In fact, virtually everyone within Mueller’s orbit refused to talk about him. “I’ll pass along your request, but she never returns calls about Mueller,” explained the assistant of a lawyer who worked for him many years ago.
“The people that he has surrounded himself with throughout his career are temperamentally very like him,” explains Graff. “And he has a good set of longtime friends in D.C. that he primarily socializes with. He’s someone who draws a pretty firm line between work and home in terms of socializing. Part of the answer is just that the people around him don’t share the things that they do with him. And he has developed a series of places that he likes to go where I think that privacy is respected — and they’re also not the trendiest restaurants on 14th Street where he would be recognized.”
Even the press has been unwilling to cross Mueller’s invisible line. Salt Lake Tribune reporter Thomas Burr tweeted that he saw Mueller in June: “Gotta love DC. Walk into restaurant, run into the special counsel.” But Burr declined to say which restaurant, despite a flurry of responses to the tweet.
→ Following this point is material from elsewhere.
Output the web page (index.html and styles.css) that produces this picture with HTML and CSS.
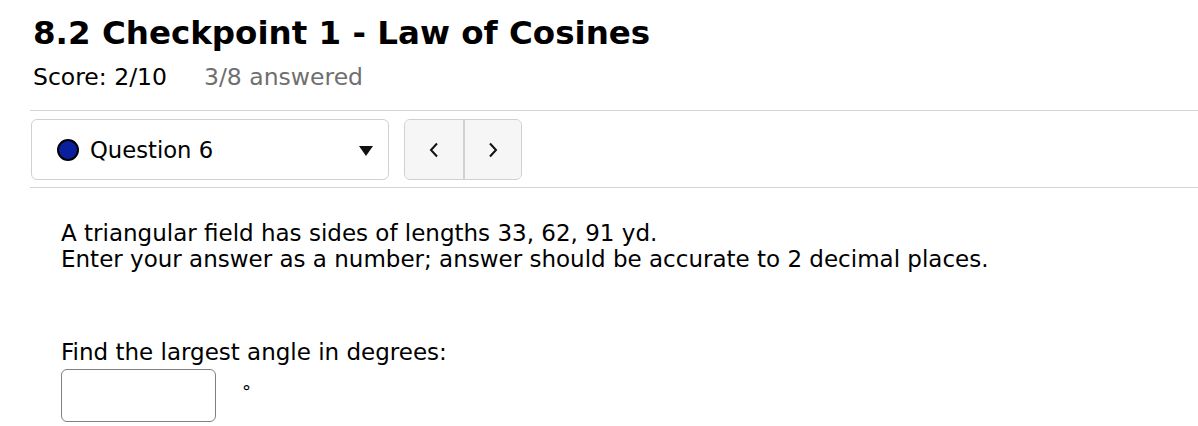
FILE: index.html
```html
<!DOCTYPE html>
<html>
<head>
<meta charset="utf-8">
<link rel="stylesheet" href="styles.css">
</head>
<body>
<div class="page">
  <h1 class="title">8.2 Checkpoint 1 - Law of Cosines</h1>
  <div class="scoreline"><span class="score">Score: 2/10</span><span class="answered">3/8 answered</span></div>
  <div class="navbar">
    <div class="select">
      <span class="dot"></span>
      <span class="qlabel">Question 6</span>
      <span class="caret"></span>
    </div>
    <div class="navbtns">
      <button class="nav">
        <svg width="10" height="16" viewBox="0 0 10 16"><path d="M8 1.5 L2 8 L8 14.5" fill="none" stroke="#111" stroke-width="2"/></svg>
      </button>
      <button class="nav">
        <svg width="10" height="16" viewBox="0 0 10 16"><path d="M2 1.5 L8 8 L2 14.5" fill="none" stroke="#111" stroke-width="2"/></svg>
      </button>
    </div>
  </div>
  <div class="question">
    <p class="prompt">A triangular field has sides of lengths 33, 62, 91 yd.<br>Enter your answer as a number; answer should be accurate to 2 decimal places.</p>
    <p class="find">Find the largest angle in degrees:</p>
    <div class="answer"><input class="inp" type="text"><span class="deg">°</span></div>
  </div>
</div>
</body>
</html>
```
FILE: styles.css
```css
html, body { margin: 0; padding: 0; background: #fff; }
body { font-family: "DejaVu Sans", "Verdana", sans-serif; color: #000; }
.page { padding: 13px 0 0 30px; }
.title { margin: 0 0 0 3px; font-size: 32.5px; font-weight: 700; line-height: 40px; }
.scoreline { margin: 10px 0 0 3px; font-size: 23.5px; line-height: 28px; display: flex; gap: 37px; }
.answered { color: #6f6f6f; }
.navbar { margin-top: 19px; border-top: 1px solid #d4d4d4; border-bottom: 1px solid #d4d4d4; padding: 8px 0 7px 1px; display: flex; gap: 15px; }
.select { width: 358px; height: 61px; border: 1px solid #d0d0d0; border-radius: 6px; display: flex; align-items: center; box-sizing: border-box; padding: 0 15px 0 25px; }
.dot { width: 22px; height: 22px; border-radius: 50%; background: #0a1f9e; border: 2px solid #000; box-sizing: border-box; margin-right: 11px; }
.qlabel { font-size: 22.7px; flex: 1; line-height: 28px; }
.caret { width: 0; height: 0; border-left: 7px solid transparent; border-right: 7px solid transparent; border-top: 10px solid #111; margin-top: 2px; }
.navbtns { display: flex; border: 1px solid #d0d0d0; border-radius: 6px; overflow: hidden; background: #f6f6f6; height: 61px; box-sizing: border-box; }
.nav { width: 58px; border: 0; background: #f6f6f6; display: flex; align-items: center; justify-content: center; padding: 0; }
.nav + .nav { border-left: 2px solid #d0d0d0; }
.question { padding: 0 0 0 31px; font-size: 23px; }
.prompt { margin: 32px 0 0 0; line-height: 26px; }
.find { margin: 67px 0 0 0; line-height: 26px; }
.answer { display: flex; align-items: flex-start; margin-top: 4px; }
.inp { width: 155px; height: 53px; box-sizing: border-box; border: 1px solid #808080; border-radius: 6px; margin: 0; background: #fff; }
.deg { margin-left: 26px; margin-top: 13px; font-size: 18px; line-height: 20px; }
```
Some of this is respect for Mueller. Some of this is the fear of unintentionally providing a piece of information that could compromise the Russia investigation. And some of this is just fear for Mueller himself. Given the heated rhetoric surrounding President Trump — and a gunman who shot up Comet Ping Pong over the Pizzagate conspiracy theory — friends and colleagues are reluctant to say anything that could harm him in any way.
“Bob Mueller is doing exactly the right thing by simply focusing on this investigation and trying to determine the truth,” says Panetta. “I don’t know what the final result is going to be, but I have a sense that whatever that final report shows that people are going to thank Bob Mueller for the way he handled this.”
We asked Mueller’s spokesman if he had a response to . . . well, anything.
“We appreciate your reaching out,” replied Carr. “But we’ll decline comment at this time.”